Revision as of 11:14, 18 May 2007

Contents

Engine Block

Block & Displacement Increase

The biggest reason to upgrade to the 3.5RL motor is, of course, for the increased displacement of 3.5 litres (from 3.2 litres). This increase is from a 7mm longer piston stroke from 84mm to 91mm making the block slightly undersquare for low end torque improvement. The same cylinder bore of 90mm was used. Aluminum block casting with cast iron cylinder liners and 6 bolt mains. To compensate for the increase stroke the height of the block deck was raised ??? mm.

Forged Crankshaft

The crankshaft is made of forged steel for bullet proof reliability. Larger main bearing journal supports are used. Journals are microfinished. The bearing surfaces use a pyramidal structure for better oil retention, durability and lower friction. Stroke increased to 91mm.

Forged Connecting Rods

A special block forging method is used for precisely measured and balanced connecting rods.

Full Floating Piston Pins

For engine noise reduction, full floating pins are used. Tolerances between the piston and pin were tightened.

Balance Shaft

A rotating balance shaft helps to damp vibrations inherent to 90 degree V6 motors.
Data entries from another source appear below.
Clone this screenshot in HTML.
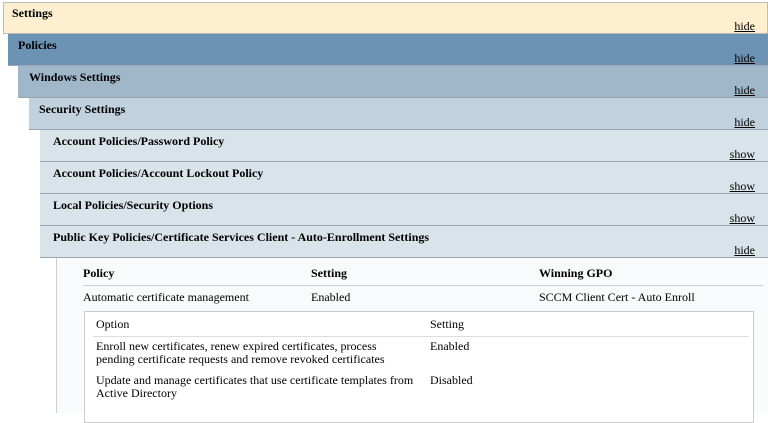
<html><head><style>
body{margin:0;width:768px;height:413px;overflow:hidden;background:#fff;font-family:"Liberation Serif",serif;font-size:12px;color:#000;position:relative}
.b{position:absolute;right:0;height:31px;border-bottom:1px solid #9aa7b3;box-sizing:border-box}
.b b{position:absolute;top:4px;font-size:12px}
.b a{position:absolute;right:13px;top:17px;color:#000;text-decoration:underline;font-size:12px}
.t{position:absolute}
</style></head><body>
<div class="b" style="left:3px;top:2px;height:32px;background:#fdefd0;border:1px solid #bbb"><b style="left:8px;top:3px">Settings</b><a style="top:16px;right:12px">hide</a></div>
<div class="b" style="left:8px;top:34px;height:32px;background:#6c93b4"><b style="left:10px">Policies</b><a>hide</a></div>
<div class="b" style="left:18px;top:66px;height:32px;background:#a0b7ca"><b style="left:11px">Windows Settings</b><a>hide</a></div>
<div class="b" style="left:29px;top:98px;height:32px;background:#c1d1de"><b style="left:10px">Security Settings</b><a>hide</a></div>
<div class="b" style="left:40px;top:130px;height:32px;background:#d9e3ea"><b style="left:13px">Account Policies/Password Policy</b><a>show</a></div>
<div class="b" style="left:40px;top:162px;height:32px;background:#d9e3ea"><b style="left:13px">Account Policies/Account Lockout Policy</b><a>show</a></div>
<div class="b" style="left:40px;top:194px;height:32px;background:#d9e3ea"><b style="left:13px">Local Policies/Security Options</b><a>show</a></div>
<div class="b" style="left:40px;top:226px;height:32px;background:#d9e3ea"><b style="left:13px">Public Key Policies/Certificate Services Client - Auto-Enrollment Settings</b><a>hide</a></div>
<div style="position:absolute;left:56px;top:258px;right:0;bottom:0;background:#f9fafb;border-left:1px solid #c8cfd6"></div>
<b class="t" style="left:83px;top:266px">Policy</b>
<b class="t" style="left:311px;top:266px">Setting</b>
<b class="t" style="left:539px;top:266px">Winning GPO</b>
<div class="t" style="left:83px;top:285px;width:680px;border-top:1px solid #ccc"></div>
<div class="t" style="left:83px;top:290px">Automatic certificate management</div>
<div class="t" style="left:311px;top:290px">Enabled</div>
<div class="t" style="left:539px;top:290px">SCCM Client Cert - Auto Enroll</div>
<div class="t" style="left:84px;top:311px;width:668px;height:110px;background:#fff;border:1px solid #ccc"></div>
<div class="t" style="left:96px;top:317px">Option</div>
<div class="t" style="left:430px;top:317px">Setting</div>
<div class="t" style="left:93px;top:336px;width:656px;border-top:1px solid #ddd"></div>
<div class="t" style="left:96px;top:340px;line-height:13px">Enroll new certificates, renew expired certificates, process<br>pending certificate requests and remove revoked certificates</div>
<div class="t" style="left:430px;top:340px;line-height:13px">Enabled</div>
<div class="t" style="left:96px;top:374px;line-height:13px">Update and manage certificates that use certificate templates from<br>Active Directory</div>
<div class="t" style="left:430px;top:374px;line-height:13px">Disabled</div>
</body></html>
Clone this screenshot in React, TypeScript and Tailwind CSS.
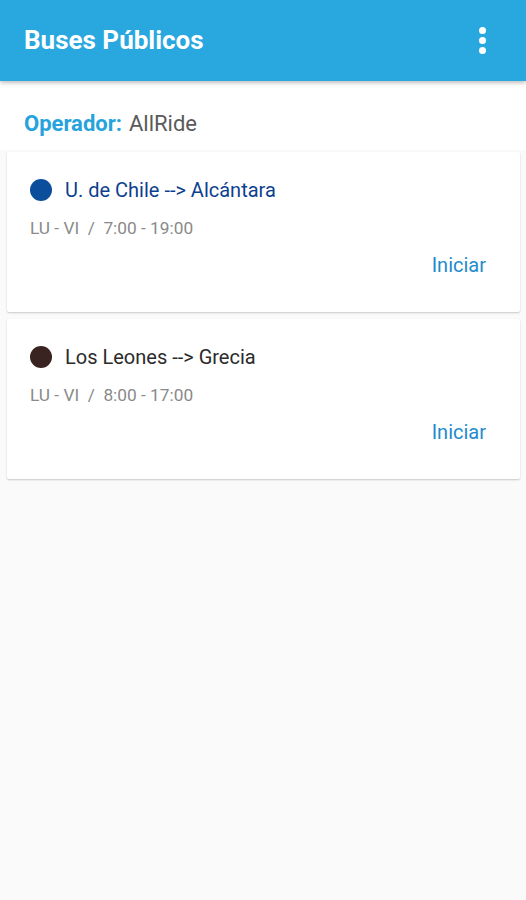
import React from "react";

const routes = [
  { color: "#0b4f9c", name: "U. de Chile --> Alcántara", nameColor: "#0d3f8f", sched: "LU - VI  /  7:00 - 19:00" },
  { color: "#3a2422", name: "Los Leones --> Grecia", nameColor: "#2b2b2b", sched: "LU - VI  /  8:00 - 17:00" },
];

export default function App() {
  return (
    <div className="min-h-[900px] w-[526px] bg-[#fafafa]" style={{ fontFamily: "Roboto, 'Noto Sans', sans-serif" }}>
      <div className="relative z-10 flex h-[81px] items-center justify-between bg-[#29a8e0] pl-6 pr-[40px] shadow-[0_2px_4px_rgba(0,0,0,0.25)]">
        <h1 className="text-[26px] font-bold text-white">Buses Públicos</h1>
        <div className="flex flex-col gap-[3px]">
          <span className="h-[7px] w-[7px] rounded-full bg-white" />
          <span className="h-[7px] w-[7px] rounded-full bg-white" />
          <span className="h-[7px] w-[7px] rounded-full bg-white" />
        </div>
      </div>
      <div className="flex h-[69px] items-center bg-white pl-6 pt-[16px] text-[22px]">
        <span className="font-bold text-[#26a2dc]">Operador:</span>
        <span className="ml-[7px] text-[#5a5a5a]">AllRide</span>
      </div>
      <div className="flex flex-col gap-[7px] pl-[7px] pr-[6px] pt-[2px]">
        {routes.map((r) => (
          <div key={r.name} className="flex h-[160px] flex-col rounded-[2px] bg-white shadow-[0_1px_2px_rgba(0,0,0,0.2)]">
            <div className="mt-[27px] flex items-center pl-[23px]">
              <span className="h-[22px] w-[22px] rounded-full" style={{ backgroundColor: r.color }} />
              <span className="ml-[13px] text-[20px] leading-[22px]" style={{ color: r.nameColor }}>{r.name}</span>
            </div>
            <div className="mt-[17px] whitespace-pre pl-[23px] text-[17.3px] leading-[20px] text-[#8a8a8a]">{r.sched}</div>
            <div className="mt-[16px] flex justify-end pr-[34px]">
              <span className="text-[20px] leading-[22px] text-[#1f8bcc]">Iniciar</span>
            </div>
          </div>
        ))}
      </div>
    </div>
  );
}
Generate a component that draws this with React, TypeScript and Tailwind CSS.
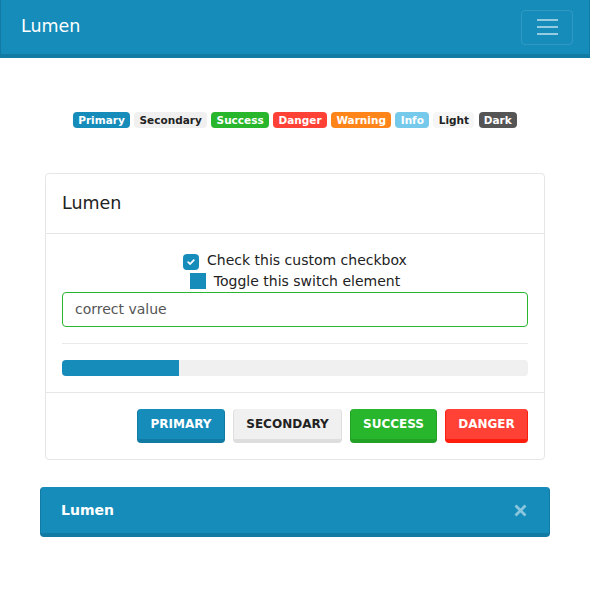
import React from "react";

const badges: { label: string; cls: string }[] = [
  { label: "Primary", cls: "bg-[#158CBA] text-white" },
  { label: "Secondary", cls: "bg-[#f0f0f0] text-[#222]" },
  { label: "Success", cls: "bg-[#28B62C] text-white" },
  { label: "Danger", cls: "bg-[#FF4136] text-white" },
  { label: "Warning", cls: "bg-[#FF851B] text-white" },
  { label: "Info", cls: "bg-[#75CAEB] text-white" },
  { label: "Light", cls: "bg-[#f6f6f6] text-[#222]" },
  { label: "Dark", cls: "bg-[#555555] text-white" },
];

const buttons: { label: string; cls: string }[] = [
  { label: "PRIMARY", cls: "w-[88px] bg-[#158CBA] border-[#127BA3] text-white" },
  { label: "SECONDARY", cls: "w-[109px] bg-[#f0f0f0] border-[#dedede] text-[#222]" },
  { label: "SUCCESS", cls: "w-[87px] bg-[#28B62C] border-[#23A127] text-white" },
  { label: "DANGER", cls: "w-[83px] bg-[#FF4136] border-[#FF1D0D] text-white" },
];

export default function App() {
  return (
    <div className="min-h-[600px] bg-white text-[14px] leading-[1.5] text-[#222] font-['DejaVu_Sans',sans-serif]">
      <nav className="h-[58px] bg-[#158CBA] border-x border-b-4 border-[#127BA3] flex items-center justify-between pl-[20px] pr-[16px]">
        <span className="text-[17.5px] text-white leading-none">Lumen</span>
        <button className="w-[52px] h-[35px] rounded-[4px] border border-[rgba(255,255,255,0.12)] flex flex-col items-center justify-center gap-[5px]">
          <span className="block w-[21px] h-[2px] bg-[rgba(255,255,255,0.55)]" />
          <span className="block w-[21px] h-[2px] bg-[rgba(255,255,255,0.55)]" />
          <span className="block w-[21px] h-[2px] bg-[rgba(255,255,255,0.55)]" />
        </button>
      </nav>

      <div className="mt-[54px] flex justify-center gap-[4.3px]">
        {badges.map((b) => (
          <span
            key={b.label}
            className={`inline-flex items-center h-[16px] px-[5.25px] rounded-[4px] text-[10.5px] font-bold leading-none ${b.cls}`}
          >
            {b.label}
          </span>
        ))}
      </div>

      <div className="mt-[45px] mx-[45px] border border-[#e6e6e6] rounded-[4px]">
        <div className="h-[60px] px-4 flex items-center border-b border-[#e6e6e6]">
          <span className="text-[17.5px] leading-none text-[#222]">Lumen</span>
        </div>
        <div className="p-4">
          <div className="flex justify-center h-[21px]">
            <span className="mt-[4px] w-[16px] h-[16px] rounded-[4px] bg-[#158CBA] flex items-center justify-center">
              <svg width="10" height="10" viewBox="0 0 10 10">
                <polyline points="2.2,5.2 4.2,7 7.8,3.2" fill="none" stroke="white" strokeWidth="1.8" strokeLinecap="round" strokeLinejoin="round" />
              </svg>
            </span>
            <span className="ml-[8px]">Check this custom checkbox</span>
          </div>
          <div className="flex justify-center h-[21px]">
            <span className="mt-[2px] w-[16px] h-[16px] bg-[#158CBA]" />
            <span className="ml-[8px]">Toggle this switch element</span>
          </div>
          <div className="h-[35px] border border-[#28B62C] rounded-[4px] px-3 flex items-center text-[#555]">
            correct value
          </div>
          <div className="my-4 border-t border-[#e9e9e9]" />
          <div className="h-[16px] rounded-[4px] bg-[#f0f0f0] overflow-hidden">
            <div className="h-full w-1/4 bg-[#158CBA]" />
          </div>
        </div>
        <div className="border-t border-[#e6e6e6] p-4 flex justify-end gap-2">
          {buttons.map((b) => (
            <button
              key={b.label}
              className={`h-[34px] px-0 border-x border-b-4 rounded-[4px] text-[12px] font-bold leading-[18px] text-center ${b.cls}`}
            >
              {b.label}
            </button>
          ))}
        </div>
      </div>

      <div className="relative mt-[27px] mx-[40px] h-[50px] bg-[#158CBA] border-x border-b-4 border-[#127BA3] rounded-[4px] pl-[20px] flex items-center text-white font-bold">
        Lumen
        <span className="absolute right-[22px] top-[17px]">
          <svg width="13" height="13" viewBox="0 0 13 13">
            <path d="M1.5 1.5 L11.5 11.5 M11.5 1.5 L1.5 11.5" stroke="rgba(255,255,255,0.5)" strokeWidth="2.8" />
          </svg>
        </span>
      </div>
    </div>
  );
}
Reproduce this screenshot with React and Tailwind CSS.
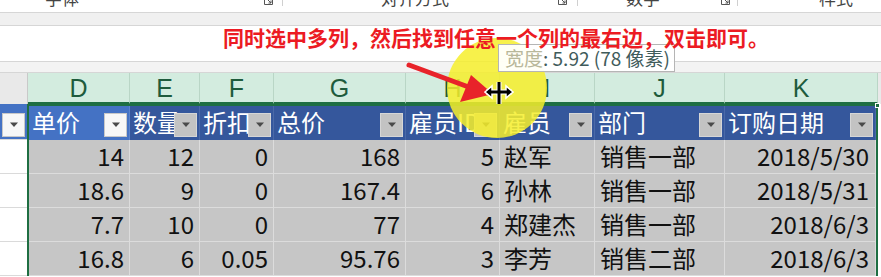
import React from 'react';

const font = "font-['Noto_Sans_CJK_SC','Noto_Sans',sans-serif]";

const cols = [
  { key: 'D', w: 'w-[101px]', head: '单价', active: true },
  { key: 'E', w: 'w-[70px]', head: '数量' },
  { key: 'F', w: 'w-[74px]', head: '折扣' },
  { key: 'G', w: 'w-[132px]', head: '总价' },
  { key: 'H', w: 'w-[94px]', head: '雇员ID' },
  { key: 'I', w: 'w-[95px]', head: '雇员' },
  { key: 'J', w: 'w-[130px]', head: '部门' },
  { key: 'K', w: 'w-[151px]', head: '订购日期' },
];

const letterCols = [
  { l: 'D', w: 'w-[102px]' },
  { l: 'E', w: 'w-[70px]' },
  { l: 'F', w: 'w-[74px]' },
  { l: 'G', w: 'w-[132px]' },
  { l: 'H', w: 'w-[94px]' },
  { l: 'I', w: 'w-[95px]' },
  { l: 'J', w: 'w-[130px]' },
  { l: 'K', w: 'w-[153px]' },
];

const rows = [
  ['14', '12', '0', '168', '5', '赵军', '销售一部', '2018/5/30'],
  ['18.6', '9', '0', '167.4', '6', '孙林', '销售一部', '2018/5/31'],
  ['7.7', '10', '0', '77', '4', '郑建杰', '销售一部', '2018/6/3'],
  ['16.8', '6', '0.05', '95.76', '3', '李芳', '销售二部', '2018/6/3'],
];

function Launcher() {
  return (
    <svg width="9" height="6" viewBox="0 0 9 6" className="mt-[-1px]">
      <path d="M0.5 0 V5.5 H8.5 V0" fill="none" stroke="#555" strokeWidth="1" />
      <path d="M3 0 L7 4 M7 1.5 V4 H4.5" fill="none" stroke="#555" strokeWidth="1" />
    </svg>
  );
}

function DropBtn({ light }) {
  return (
    <div
      className={`absolute right-[2px] top-[7px] w-[23px] h-[24px] flex items-center justify-center border ${
        light ? 'bg-[#f7f7f7] border-[#c8c8c8]' : 'bg-[#c3c3c3] border-[#d6d6d6]'
      }`}
    >
      <svg width="10" height="6" viewBox="0 0 10 6">
        <path d="M1 0.5 H9 L5 5 Z" fill="#4a4a4a" />
      </svg>
    </div>
  );
}

export default function App() {
  return (
    <div className={`relative w-[881px] h-[277px] overflow-hidden bg-white ${font}`}>
      {/* ribbon group labels, cut off at top */}
      <div className="flex h-[13px] overflow-hidden border-b border-[#d6d6d6] text-[17px] leading-[17px] text-[#444]">
        <div className="w-[283px] flex items-start border-r border-[#d0d0d0] h-[6px]">
          <span className="ml-[45px] mt-[-11px]">字体</span>
          <span className="ml-auto mr-[9px]"><Launcher /></span>
        </div>
        <div className="w-[295px] flex items-start border-r border-[#d0d0d0] h-[6px]">
          <span className="ml-[98px] mt-[-11px]">对齐方式</span>
          <span className="ml-auto mr-[10px]"><Launcher /></span>
        </div>
        <div className="w-[160px] flex items-start border-r border-[#d0d0d0] h-[6px]">
          <span className="ml-[48px] mt-[-11px]">数字</span>
          <span className="ml-auto mr-[7px]"><Launcher /></span>
        </div>
        <div className="flex-1 flex items-start">
          <span className="ml-[81px] mt-[-11px]">样式</span>
        </div>
      </div>
      <div className="h-[13px] bg-[#f0f0f0] border-b border-[#d6d6d6]" />
      <div className="h-[36px] border-b border-[#d6d6d6] pl-[223px] pt-[1px]">
        <span className="relative z-20 block text-[21px] leading-[21px] font-bold text-[#ec1b23]">
          同时选中多列，然后找到任意一个列的最右边，双击即可。
        </span>
      </div>
      <div className="h-[10px] bg-[#f3f3f3]" />

      {/* column letters */}
      <div className="flex h-[32px] border-t border-[#d6d6d6] text-[25px] leading-[30px] text-[#1e5b3c]">
        <div className="w-[28px] bg-[#e9e9e9] border-r border-[#c9c9c9]" />
        {letterCols.map((c) => (
          <div
            key={c.l}
            className={`${c.w} bg-[#d3ecdf] border-r border-[#b9d6c6] border-b-2 border-b-[#1e6e42] flex justify-center font-['Liberation_Sans',sans-serif]`}
          >
            {c.l}
          </div>
        ))}
        <div className="flex-1 bg-[#e9e9e9]" />
      </div>

      {/* table */}
      <div className="flex text-[24px] text-[#111]">
        <div className="w-[27px] flex flex-col">
          <div className="relative h-[36px] bg-[#4472c4] border-b border-[#d9d9d9]">
            <div className="absolute left-[2px] top-[9px] w-[23px] h-[24px] flex items-center justify-center bg-[#f7f7f7] border border-[#c8c8c8]">
              <svg width="10" height="6" viewBox="0 0 10 6">
                <path d="M1 0.5 H9 L5 5 Z" fill="#4a4a4a" />
              </svg>
            </div>
          </div>
          {rows.map((_, i) => (
            <div key={i} className="h-[34px] border-b border-[#dadada]" />
          ))}
        </div>
        <div className="relative border-l-2 border-t-2 border-r-2 border-[#1e6e42]">
          <div className="flex h-[34px]">
            {cols.map((c) => (
              <div
                key={c.key}
                className={`relative ${c.w} overflow-hidden whitespace-nowrap pl-[3px] leading-[32px] text-white border-r ${
                  c.active ? 'bg-[#4472c4] border-[#5a83cc]' : 'bg-[#35579c] border-[#4a69a8]'
                }`}
              >
                {c.head}
                <DropBtn light={c.active} />
              </div>
            ))}
          </div>
          {rows.map((r, i) => (
            <div key={i} className="flex h-[34px] bg-[#c6c6c6] leading-[32px]">
              {r.map((v, j) => {
                const leftAlign = j === 5 || j === 6;
                return (
                  <div
                    key={j}
                    className={`${cols[j].w} border-r border-b border-[#dcdcdc] whitespace-nowrap overflow-hidden ${
                      leftAlign ? (j === 5 ? 'pl-[4px] text-left' : 'pl-[5px] text-left') : j === 7 ? 'pr-[6px] text-right' : 'pr-[5px] text-right'
                    }`}
                  >
                    {v}
                  </div>
                );
              })}
            </div>
          ))}
          <div className="absolute right-[-4px] top-[-3px] w-[5px] h-[5px] bg-[#1e6e42] border border-white" />
        </div>
        <div className="flex-1" />
      </div>

      {/* yellow cursor highlight */}
      <div className="absolute left-[447px] top-[38px] w-[100px] h-[100px] rounded-full bg-[#f6ee2c]/85" />

      {/* width tooltip */}
      <div className="absolute z-10 left-[498px] top-[44px] h-[28px] pl-[6px] pr-[4px] bg-white/95 border border-[#b5b5b5] text-[19px] leading-[26px] text-[#3f5b5b] whitespace-nowrap">
        <span className="text-[#b8b79a]">宽度</span>: 5.92 (78 像素)
      </div>

      {/* red arrow */}
      <svg className="absolute z-10 left-[400px] top-[55px]" width="100" height="50" viewBox="0 0 100 50">
        <line x1="9" y1="10" x2="74" y2="34" stroke="#e8232a" strokeWidth="5" strokeLinecap="round" />
        <path d="M93 39 L60 47 L71 20 Z" fill="#e8232a" />
      </svg>

      {/* column resize cursor */}
      <svg className="absolute z-10 left-[484px] top-[80px]" width="30" height="26" viewBox="0 0 30 26">
        <g stroke="#fff" strokeWidth="5" fill="none" strokeLinejoin="round">
          <line x1="15" y1="2" x2="15" y2="24" />
          <path d="M2 12 H28" />
        </g>
        <path d="M1 12 L8 6 V18 Z M29 12 L22 6 V18 Z" fill="#000" stroke="#fff" strokeWidth="1.5" />
        <g stroke="#000" strokeWidth="3" fill="none">
          <line x1="15" y1="2" x2="15" y2="24" />
          <line x1="5" y1="12" x2="25" y2="12" />
        </g>
      </svg>
    </div>
  );
}
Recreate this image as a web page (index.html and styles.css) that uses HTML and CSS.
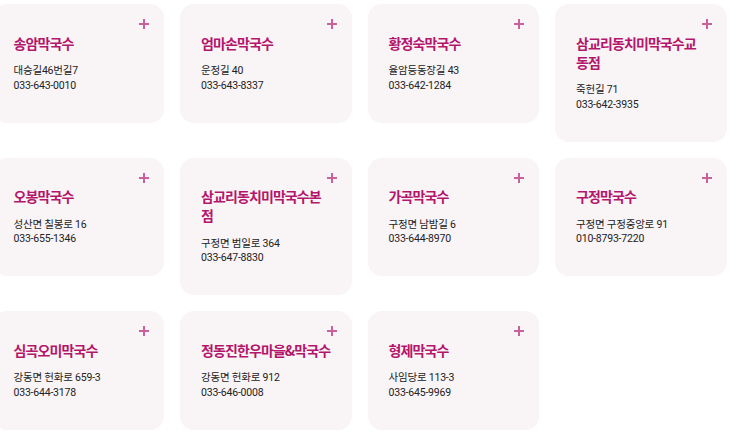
FILE: index.html
```html
<!DOCTYPE html>
<html lang="ko">
<head>
    <meta charset="utf-8">
    <title>막국수 맛집</title>
    <link rel="stylesheet" href="styles.css">
</head>
<body>
    <section class="shop-list">
        <div class="shop-card">
            <h3 class="shop-name">송암막국수</h3>
            <p class="shop-info">대승길46번길7<br>033-643-0010</p>
            <span class="shop-more"><svg viewBox="0 0 10 10"><rect x="4" y="0" width="2" height="10"/><rect x="0" y="4" width="10" height="2"/></svg></span>
        </div>
        <div class="shop-card">
            <h3 class="shop-name">엄마손막국수</h3>
            <p class="shop-info">운정길 40<br>033-643-8337</p>
            <span class="shop-more"><svg viewBox="0 0 10 10"><rect x="4" y="0" width="2" height="10"/><rect x="0" y="4" width="10" height="2"/></svg></span>
        </div>
        <div class="shop-card">
            <h3 class="shop-name">황정숙막국수</h3>
            <p class="shop-info">율암등동장길 43<br>033-642-1284</p>
            <span class="shop-more"><svg viewBox="0 0 10 10"><rect x="4" y="0" width="2" height="10"/><rect x="0" y="4" width="10" height="2"/></svg></span>
        </div>
        <div class="shop-card">
            <h3 class="shop-name">삼교리동치미막국수교동점</h3>
            <p class="shop-info">죽헌길 71<br>033-642-3935</p>
            <span class="shop-more"><svg viewBox="0 0 10 10"><rect x="4" y="0" width="2" height="10"/><rect x="0" y="4" width="10" height="2"/></svg></span>
        </div>

        <div class="shop-card">
            <h3 class="shop-name">오봉막국수</h3>
            <p class="shop-info">성산면 칠봉로 16<br>033-655-1346</p>
            <span class="shop-more"><svg viewBox="0 0 10 10"><rect x="4" y="0" width="2" height="10"/><rect x="0" y="4" width="10" height="2"/></svg></span>
        </div>
        <div class="shop-card">
            <h3 class="shop-name">삼교리동치미막국수본점</h3>
            <p class="shop-info">구정면 범일로 364<br>033-647-8830</p>
            <span class="shop-more"><svg viewBox="0 0 10 10"><rect x="4" y="0" width="2" height="10"/><rect x="0" y="4" width="10" height="2"/></svg></span>
        </div>
        <div class="shop-card">
            <h3 class="shop-name">가곡막국수</h3>
            <p class="shop-info">구정면 남밤길 6<br>033-644-8970</p>
            <span class="shop-more"><svg viewBox="0 0 10 10"><rect x="4" y="0" width="2" height="10"/><rect x="0" y="4" width="10" height="2"/></svg></span>
        </div>
        <div class="shop-card">
            <h3 class="shop-name">구정막국수</h3>
            <p class="shop-info">구정면 구정중앙로 91<br>010-8793-7220</p>
            <span class="shop-more"><svg viewBox="0 0 10 10"><rect x="4" y="0" width="2" height="10"/><rect x="0" y="4" width="10" height="2"/></svg></span>
        </div>

        <div class="shop-card">
            <h3 class="shop-name">심곡오미막국수</h3>
            <p class="shop-info">강동면 헌화로 659-3<br>033-644-3178</p>
            <span class="shop-more"><svg viewBox="0 0 10 10"><rect x="4" y="0" width="2" height="10"/><rect x="0" y="4" width="10" height="2"/></svg></span>
        </div>
        <div class="shop-card">
            <h3 class="shop-name">정동진한우마을&amp;막국수</h3>
            <p class="shop-info">강동면 헌화로 912<br>033-646-0008</p>
            <span class="shop-more"><svg viewBox="0 0 10 10"><rect x="4" y="0" width="2" height="10"/><rect x="0" y="4" width="10" height="2"/></svg></span>
        </div>
        <div class="shop-card">
            <h3 class="shop-name">형제막국수</h3>
            <p class="shop-info">사임당로 113-3<br>033-645-9969</p>
            <span class="shop-more"><svg viewBox="0 0 10 10"><rect x="4" y="0" width="2" height="10"/><rect x="0" y="4" width="10" height="2"/></svg></span>
        </div>
    </section>
</body>
</html>
```

FILE: styles.css
```css
body {
    margin: 0;
    background: #fff;
    font-family: "Noto Sans CJK KR", "Noto Sans", sans-serif;
    overflow: hidden;
}
.shop-list {
    display: grid;
    grid-template-columns: repeat(4, 171.5px);
    gap: 16px;
    align-items: start;
    margin-left: -7.5px;
    padding-top: 4px;
}
.shop-card {
    position: relative;
    background: #f9f4f6;
    border-radius: 14px;
    padding: 29.5px 21px 29.5px 21px;
}
.shop-name {
    margin: 0;
    font-size: 14px;
    letter-spacing: -0.9px;
    line-height: 19px;
    font-weight: 600;
    color: #b3166b;
}
.shop-info {
    margin: 11.5px 0 0;
    font-family: Roboto, "Noto Sans CJK KR", sans-serif;
    font-size: 10.5px;
    line-height: 14.5px;
    letter-spacing: -0.2px;
    color: #222;
}
.shop-more {
    position: absolute;
    top: 15px;
    right: 15px;
    width: 10px;
    height: 10px;
}
.shop-more svg {
    display: block;
    width: 10px;
    height: 10px;
    fill: #c9619c;
}
```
The balance shaft, mounted on the passenger's side of the block, is driven by a separate toothed belt and tensioner mounted directly in front of the timing belt. It is theorized that the balance shaft also helps reduce the engine harmonics that cause the well known headgasket failures with the 3.2 block.

Dished Pistons

Since the combustion chamber size (in the head) are the same, and the stroke increased, dished pistons are used to maintain the same compression ratio of 9.6:1.

Oil Pump

The engine oil pump casting is different, the area where the engine oil cooler is on the 3.2 is now occupied by the balance shaft drive and belt.

Water Pump

The water pump no longer has the two auxillary outlets for the differential cooler or engine oil cooler. This area is occupied by the balance shaft drive belt and is now covered by a larger lower timing cover.

Motor Mounts

The motor mount system used on the 3.5RL is completly different from the Legend. The RL utilized an addition set of mid mounts towards the back of the block that are not used with the Legend swap. The Legend's mid mounts are on the the transmission bellhousing. The front motor mount brackets or "legs", are angled in an incompatible way. Fortunetly, the driver's side 3.2 Legend motor mount bolts directly to 3.5 block. The passenger side bracket will not line up and has to be modified. This is due to the balance shaft occupying the area where the mount was before.

Cylinder Heads

Casting

To compensate for the taller deck surface, the location of the intake runners was changed so that the same size and mounting points of the 3.2's intake manifold could still be used

Camshaft

The 3.5 has a lower overlap, "mild cam" which helps to increase low end torque production. Valve overlap is the amount of time (in degrees) the intake and exhaust valves are open at the same time at TDC. The higher overlap cam found in the type II permits better breathing at high RPM sacrificing low end torque production.

Rocker Arm Assemblies

3.5RL TOP, 3.2 Bottom
Enlarge
3.5RL TOP, 3.2 Bottom
The 3.5 continues to use hydraulic lifters in the rocker arm assembly. Unfortunetly, two solid supports were eliminated in the rocker assembly (as well as the mounting points in the head) and replaced with retaining springs. This design downgrade was most likely due to the lower redline of 3.5 at 5900rpm. Some sort of solid spacers should not be very difficult to machine.

Valves

The intake and exhaust valves are the same size and part number as used in the Type I Legend. The Type II used a 1mm larger intake valve.